Saturday, January 06, 2007

"Hum" It Along With Me

A girl with an acoustic guitar sometimes makes me want to run for the hills. I mostly kinda like my music with a heavy beat, grinding guitars, and drums that knock your head about. The majority of artists on my iPod are guys: Green Day, Outkast, Queen, Gnarls Barkley, songs from James Bond movies and Monty Python. So, when a friend announced his wife's new album, Alison Lewis's Hum, I didn't know what to expect, but the first thing I heard was an acoustic guitar. The second thing I heard was Alison's wonderful voice singing the first line to "Home":
Weeds are growing through the screen
On the back porch the yard is
full of landmines
broken bottles
Buried bones and empty homes
and I thought to myself, I could get into this.

Lewis is from my home state of Michigan, and though I knock the State for a variety of reasons, there's one thing that I love about Michigan: the music that flows out of it and its largest city of Detroit. Lewis may be influenced by a Michigan sound (as well as touches of Appalachia and Oregon), but throughout the album, Lewis maintains her own uniquely blended voice. The songs may be somewhat 'quiet' as acoustic music usually is, but the juxtaposition of those 'quiet' moments with her hard hitting lyrics create haunting melodies and heart-wrenching portrayals of people in seemingly hopeless situations, barely holding on. In Lewis's voice, though, they find their redemption of sorts, as her voice pulls them through the dark nights of their souls.

"Dear Janie" anchors Hum. The song centers around a 'ghost,' a young mother and talented painter who dies too young. The town calls her crazy; Lewis calls her brilliant and we in turn are better for having met Janie through Lewis's eyes. There is always a chance that a tricky lyric such as "You are a shadow. You are a ghost" could easily delve into ghostly parody; Lewis's voice cries out so plaintively in a wish to have met this woman whose painting she cannot afford, that our only wish becomes one of wanting to have known Janie ourselves.

In "Rubberband" Lewis sings: "She's got a rubberband around her heart/to keep from falling apart/She takes it all so hard, tries to fix it/she doesn't know where to start." Not only has her protagonist's dreams fallen apart, she may not be so nice ("she's got a million friends/they just keep leaving") and she seriously needs to reconsider the direction of her life. Lewis doesn't judge her for the possible mistakes she's made, but gently suggests that it's time to change: "When do you stop believing/that things will turn out how you planned?/when do you realize/that everything must come to an end?"

In "Witches," the only hope is to pray hard "To the goddess of forgiveness/the witches who can heal us/to the memory of those lost along the way," because we're all seriously in trouble. We've lost our way spiritually, and Lewis is only too happy to lead us into a druidian prayer to restore the nature of things.

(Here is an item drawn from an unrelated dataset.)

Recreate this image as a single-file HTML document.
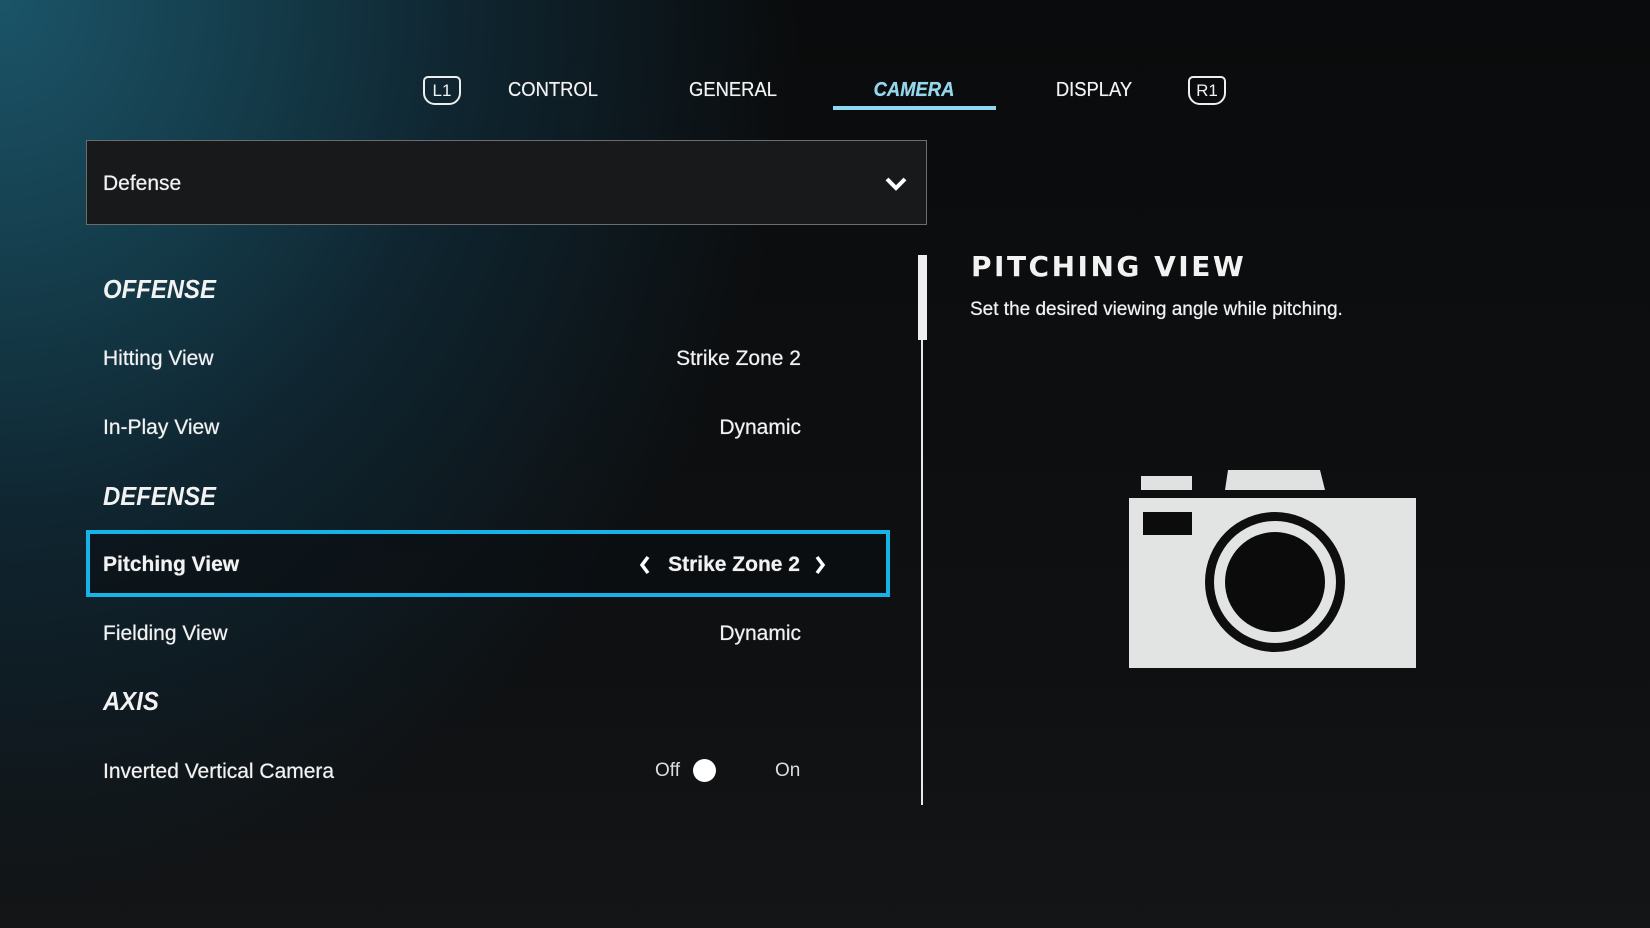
<!DOCTYPE html>
<html><head><meta charset="utf-8"><style>
*{margin:0;padding:0;box-sizing:border-box}
body{width:1650px;height:928px;overflow:hidden;position:relative;font-family:"Liberation Sans",sans-serif;color:#f2f2f2;
background:radial-gradient(ellipse 800px 900px at 0px 0px,#1b5468 0%,#153f4e 28%,#0f2530 58%,rgba(12,14,16,0) 100%),linear-gradient(180deg,#0a0b0c,#0e1012 70%,#131517);}
.a{position:absolute;white-space:nowrap}
.tab{font-size:20px;top:79px;transform:translateX(-50%) scaleX(.92);text-shadow:0 0 .5px #fff}
.row{font-size:21px;text-shadow:0 0 .6px #fff}
.hd{font-size:26px;font-weight:bold;font-style:italic;transform:scaleX(.92);transform-origin:left}
.val{font-size:21px;text-align:right;text-shadow:0 0 .6px #fff}
.badge{position:absolute;top:76px;width:38px;height:29px;border:2px solid #eee;border-radius:5px 5px 12px 12px;font-size:17px;text-align:center;line-height:25px}
</style></head><body>
<div class="badge" style="left:423px">L1</div>
<div class="a tab" style="left:553px">CONTROL</div>
<div class="a tab" style="left:733px">GENERAL</div>
<div class="a tab" style="left:914px;color:#8fd8f0;font-weight:bold;font-style:italic">CAMERA</div>
<div class="a" style="left:833px;top:106px;width:163px;height:4px;background:#8fd8f0"></div>
<div class="a tab" style="left:1094px">DISPLAY</div>
<div class="badge" style="left:1188px">R1</div>

<div class="a" style="left:86px;top:140px;width:841px;height:85px;background:#17191b;border:1px solid #6a6c6e"></div>
<div class="a row" style="left:103px;top:172px">Defense</div>
<svg class="a" style="left:884px;top:176px" width="24" height="16"><path d="M3 3 L12 12 L21 3" stroke="#fff" stroke-width="4" fill="none"/></svg>

<div class="a hd" style="left:103px;top:274px">OFFENSE</div>
<div class="a row" style="left:103px;top:347px">Hitting View</div>
<div class="a val" style="right:849px;top:347px">Strike Zone 2</div>
<div class="a row" style="left:103px;top:416px">In-Play View</div>
<div class="a val" style="right:849px;top:416px">Dynamic</div>
<div class="a hd" style="left:103px;top:481px">DEFENSE</div>
<div class="a" style="left:86px;top:530px;width:804px;height:67px;border:4px solid #17b2e8;background:rgba(10,14,16,.6)"></div>
<div class="a row" style="left:103px;top:553px;font-weight:bold">Pitching View</div>
<svg class="a" style="left:638px;top:554px" width="14" height="22"><path d="M10 3 L4 11 L10 19" stroke="#fff" stroke-width="3.5" fill="none"/></svg>
<div class="a val" style="right:850px;top:553px;font-weight:bold">Strike Zone 2</div>
<svg class="a" style="left:813px;top:554px" width="14" height="22"><path d="M4 3 L10 11 L4 19" stroke="#fff" stroke-width="3.5" fill="none"/></svg>
<div class="a row" style="left:103px;top:622px">Fielding View</div>
<div class="a val" style="right:849px;top:622px">Dynamic</div>
<div class="a hd" style="left:103px;top:686px">AXIS</div>
<div class="a row" style="left:103px;top:760px">Inverted Vertical Camera</div>
<div class="a" style="left:655px;top:760px;font-size:19px;color:#ddd">Off</div>
<div class="a" style="left:693px;top:759px;width:23px;height:23px;border-radius:50%;background:#fff"></div>
<div class="a" style="left:775px;top:760px;font-size:19px;color:#ddd">On</div>

<div class="a" style="left:921px;top:255px;width:2px;height:550px;background:#e8e8e8"></div>
<div class="a" style="left:918px;top:255px;width:9px;height:85px;background:#eee"></div>

<div class="a" style="left:971px;top:250px;font-family:'DejaVu Sans',sans-serif;font-weight:bold;font-size:28px;letter-spacing:2.5px">PITCHING VIEW</div>
<div class="a" style="left:970px;top:299px;font-size:19px;text-shadow:0 0 .6px #fff">Set the desired viewing angle while pitching.</div>

<svg class="a" style="left:1125px;top:466px" width="300" height="210">
<rect x="16" y="10" width="51" height="14" fill="#e0e2e2"/>
<path d="M103 4 L195 4 L200 24 L100 24 Z" fill="#e0e2e2"/>
<rect x="4" y="32" width="287" height="170" fill="#e2e3e3"/>
<rect x="18" y="46" width="49" height="23" fill="#0c0c0c"/>
<circle cx="150" cy="116" r="70" fill="#0e0e0e"/>
<circle cx="150" cy="116" r="61" fill="#e2e3e3"/>
<circle cx="150" cy="116" r="50" fill="#0b0b0b"/>
</svg>
</body></html>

My favorite song is "Shiner," a protest song to jumpstart the soul. It starts out deceptively quiet and gently builds a controlled ferocity as Lewis encourages the listener to remember their spark:
We rarely verbalize our greatest desires
like what would you take with you if your house catches fire?
where do you feel you fit in to the big design?
how far can you be pushed 'till you finally cross the line?

What would you remember most, if you lost your sight?
How firm will you stand when they take away your rights?
How many times have you said goodbye?
and where would you go if you could fly?
After her admonishment, Lewis brings it back down and touches on those things that might have caused us to lose our way, with a gentle hand on our fevered brow of despair. Every time I listen to "Shiner," particularly if I am thinking about how crappy the world is, it boosts me up a bit and encourages a productive rage ("what color would you pick if you had to pick just one?/what would you want to leave behind when all is said and done?"). If I could take only one song with me into the trenches, there's a possibilitiy that "Shiner" would be it.

Hum, to me, is primarily about partnership, and each song describes relationships to self, to anger, to love and humanity, and celebrates the joining of all souls. The pictures Lewis paints about love ("My heart is a Black Dog/sleeping under your truck/She's helpless, defenseless/knows that true love is luck") and the healing effects of 'merging tribes' ("Of all the people I have known/I stay with you/it feels like home") make this one great acoustic album full of pain and passion and poetry. And once you've heard it, you'll be humming it along with me.